The Ministry of Housing and Urban Affairs has in meeting stated that it was open to remove ambiguities in the RERA rules and regulations, without diluting the essence of it. Many of the provisions of RERA, are still not clear, which includes the definition of carpet area, enforcement of liability of workmanship and structural deficiencies, applicability of promoter in cooperative housing societies and the role of regulators in enforcing penalties. The ministry directed the officials concerned to examine the veracity of the difficulties and the possibility of addressing the same under the clause of removing difficulties. Would the Center chalk out implementations to remove ambiguities without diluting the core facilities aimed to protect the home buyers?
The Real Estate Portals are currently facing turmoil over registration as per the RERA norms. The uncertainty surrounding this issue, seems not to be ending. Many of them are confused over whether they would qualify as real estate ‘agent’ or a ‘middleman’. Whilst the lawyers, on interpretation of the RERA Act, opine that the Real estate portal must register themselves, the real estate portals aver and assert that they do not fall under the category of an ‘agent’. Whilst the Real Estate Authorities opine that one has to look at the very nature of the real estate portals, before arriving at any conclusion. Magic Bricks, a leading online portal avers that it need not register itself, since it is a classifieds portal, or an advertising platform, for landlord, broker and builders and falls under the category of ‘intermediary’ under the IT Act. Isn’t any portal, that is soliciting information to various potential buyers, register itself as per RERA? Can the State RERA penalise the portals soliciting information, if they have not registered themselves. What would be the outcome of this? Would the Central RERA and Ministry of Housing and Urban Development, issue a clarification statement, with regard to this, in order to remove ambiguities and difficulties?

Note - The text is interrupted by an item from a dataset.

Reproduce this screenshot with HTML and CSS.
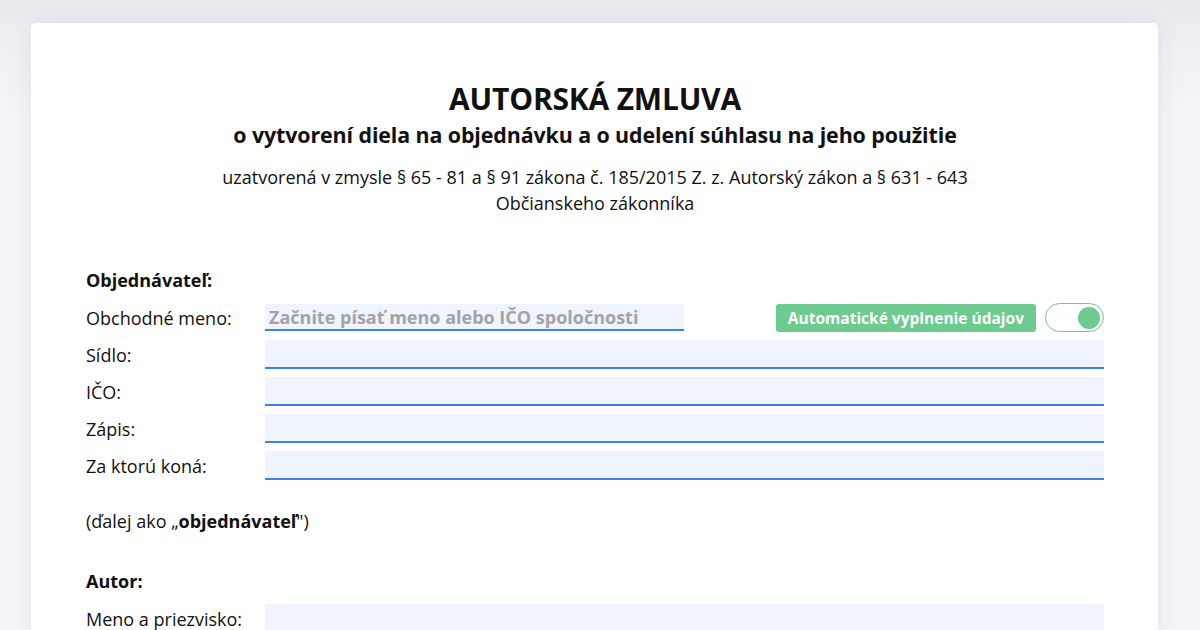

The Mumbai and its citizens are grappling hard with the aftermath of the rain showers, that had the whole city drowned due to floods. Whilst, the city is coping with the same, and the government authorities are rising to the occasion, one would still wonder what is the reason towards the same? Is it the poor civic management by the state or is it rather a problem that is much deeper than it appears to be? The answer is that the natural drainage system, which has collected excessive rain water, is at its receiving end, due to the ever rising demand of building concrete structures. The local civic body of Mumbai, i.e. the Brihanmumbai Municipal Corporation’s storm water drainage project has also crippled the cause of nurturing wetlands in the city, by building concrete walls on both the sides of the natural creek, apart from their inaction in cleaning up the wetlands and rivers, which are highly polluted due to dumping of plastic substances and garbages. This inturn does not allow the water to be absorbed, apart from negatively affecting the growth of mangroves areas, which is one of the natural means of protection from floods. The creation of more square foot of space in the city, has also led to the diminishing wet lands. Most of these, wetlands are treated like landfills where solid waste is dumped regularly and later used as reclamation land for more construction. How would the government redress this issue? Would they learn their lessons and stop unauthorized constructions in the futre?
The RERA Act, which was introduced in the previous financial year, and stood effective from May 1st 2017, has given a sleepless night to many developers and other associated with the realty sector. As many as 21 Petitions have been filed in the various High Courts of the respective State Government, challenging the validity of the RERA Act. The Central Government has now moved a Petition before the Supreme Court, seeking its intervention, in transferring all the petitions pending in various high courts to the Delhi High Court. Would the Supreme Court agree to Central Government’s plea? What would be the outcome of these petitions? Would RERA regulations in those respective state governments, where the whole Act is challenged hamper the realty sector? What would be the consequence of this?
Anti profiteering clause, was introduced through section 171 of the GST Act, wherein it is mandatory to pass on the benefit due to reduction in rate of tax or from Input Tax credit to the customer and commensurate the same by reducing the prices. But, how does this work on the Real Estate sector, which is currently facing difficulties, due to haphazard implementation of RERA and GST. A person, who had invested in an under-constructed property, as early as 2014, and who has been regularly paying VAT and Service Tax, has to now pay GST. However, certain developers charge GST at 18% while others at 12%, and a few others also charge GST for the properties, for which Occupancy Certificates are issued. The main feature of the GST, is the seamless flow of the input tax credit, which has to be passed on at each stage by the goods manufacturer, wholesaler or retailer or a service provider. With the rate of GST, itself, being a confusion, which the GST council has still not clarified, here comes another issue, in the form of anti – profiteering clause. The anti – profiteering clause, which was designed and launched as a part of GST, is yet to take a shape. No modalities have been worked out by the government on this regard or how the clause would shape up. Despite huge promises on levy of penalty on contravention of the anti profiteering clause, by the government, it appears ambiguous as to how the government would deal with the same. Wouldn’t this non – clarity affect the realty sector? Would the Corporate Companies, prefer to deal with unregistered vendors, given that there is the operation of the reverse charge mechanism? Wouldn’t complying with the anti – profiteering clause, be a major road block for the developers, given that the cost structure would change over a period of time? How are the Developers and realty sector, going to deal with the gaps between the rendering of services, billing certification, invoicing, measurement, payments , retention money and liquidated damages, owing to the haphazard implementation of GST?